RM82.1bil in trade settled in local currencies with key partners, says finance ministry
2026-03-24 - 07:00
The finance ministry said the government and BNM have been actively promoting local currencies for cross-border trade to reduce dependence on the US dollar and minimise exchange rate risks. (Bernama pic) PETALING JAYA: Trade transactions and cross-border investment payments between Malaysia and China, Thailand, and Indonesia in local currencies have seen significant growth over the past 16 years, according to the finance ministry. As of November 2025, a total of RM82.1 billion had been settled in local currencies, comprising RM62.6 billion with China, RM10 billion with Thailand, and RM9.5 billion with Indonesia. By comparison, only RM3.6 billion was settled in 2009: RM0.5 billion with China, RM1.9 billion with Thailand, and RM1.2 billion with Indonesia. The figures were disclosed in a written parliamentary reply to Lim Guan Eng (PH-Bagan), who asked about developing alternatives to the SWIFT international banking system and countries that allow trade settlements in local currencies. The finance ministry said the government and Bank Negara Malaysia (BNM) had been actively promoting local currencies in cross-border trade and investment settlements to reduce reliance on the US dollar and mitigate exposure to exchange rate volatility.
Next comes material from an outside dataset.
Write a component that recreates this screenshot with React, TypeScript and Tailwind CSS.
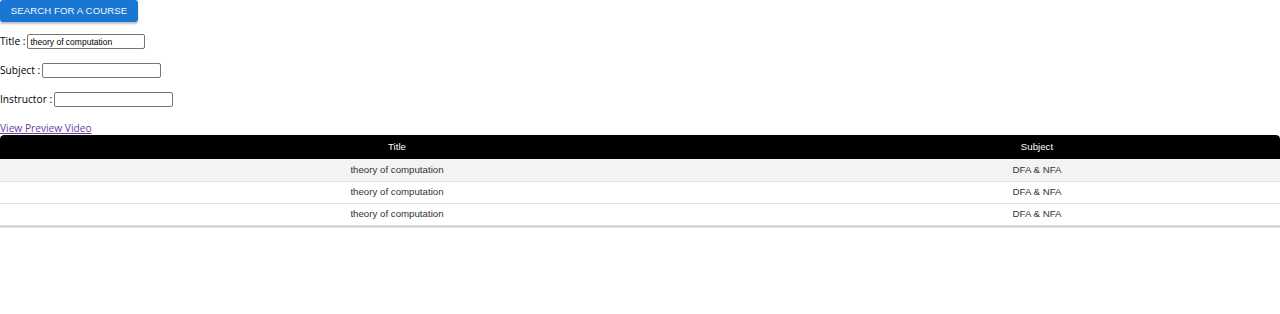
const rows = [
  { title: "theory of computation", subject: "DFA & NFA" },
  { title: "theory of computation", subject: "DFA & NFA" },
  { title: "theory of computation", subject: "DFA & NFA" },
];

function Field({ label, value, width }: { label: string; value?: string; width: string }) {
  return (
    <div className="flex items-center h-[15px] text-[10.2px] text-black [font-family:'Open_Sans',sans-serif]">
      <span className="mr-[2px]">{label} :</span>
      <input
        readOnly
        value={value ?? ""}
        className={`${width} h-[15px] border border-[#767676] rounded-[2px] px-[2px] text-[8.5px] text-black [font-family:'Liberation_Sans',Arial,sans-serif] outline-none`}
      />
    </div>
  );
}

export default function App() {
  return (
    <div className="w-[1280px] h-[314px] bg-white [font-family:'Liberation_Sans',Arial,sans-serif]">
      <button className="block w-[138px] h-[22px] bg-[#1976d2] text-[#f4f8fd] text-[9.6px] tracking-[0.1px] rounded-[3px] shadow-[0_2px_2px_rgba(0,0,0,0.25)]">
        SEARCH FOR A COURSE
      </button>

      <div className="flex flex-col gap-[14px] pt-[12px]">
        <Field label="Title" value="theory of computation" width="w-[118px]" />
        <Field label="Subject" width="w-[119px]" />
        <Field label="Instructor" width="w-[119px]" />
      </div>

      <a
        href="#"
        className="block mt-[15px] h-[13px] leading-[13px] text-[10.2px] text-[#6a3ea1] underline [font-family:'Open_Sans',sans-serif]"
      >
        View Preview Video
      </a>

      <table className="w-[1280px] border-collapse text-[9.7px] shadow-[0_1px_2px_rgba(0,0,0,0.3)] rounded-t-[4px] overflow-hidden">
        <thead>
          <tr className="bg-black text-white h-[24px]">
            <th className="w-[794px] font-normal rounded-tl-[4px]">Title</th>
            <th className="font-normal rounded-tr-[4px]">Subject</th>
          </tr>
        </thead>
        <tbody className="text-[#333]">
          {rows.map((r, i) => (
            <tr
              key={i}
              className={`h-[22px] border-b border-[#e2e2e2] ${i === 0 ? "bg-[#f3f3f3]" : "bg-white"}`}
            >
              <td className="text-center pt-[1px]">{r.title}</td>
              <td className="text-center pt-[1px]">{r.subject}</td>
            </tr>
          ))}
        </tbody>
      </table>
    </div>
  );
}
Initiatives include direct renminbi-ringgit transactions since 2010, special arrangements with China such as the cross-border collateral and renminbi liquidity facilities, as well as the appointment of Bank of China (Malaysia) as a renminbi clearing bank, it added. “Additionally, BNM has implemented the local currency transaction framework with Thailand since 2016 and Indonesia since 2017,” the ministry said. It said the central bank is also exploring central bank digital currencies through Project Dunbar, which could provide an alternative to SWIFT and existing correspondent bank networks. “The government and BNM will continue to strengthen and diversify channels for trade settlements in local currencies to facilitate trade and investment in local currencies,” it said. SWIFT, or Society for Worldwide Interbank Financial Telecommunication, is a global messaging network used by banks to banks and financial institutions to send secure instructions for cross-border payments. Relying on SWIFT often means converting payments to US dollars first, which can be expensive and slow due to fees and exchange-rate fluctuations.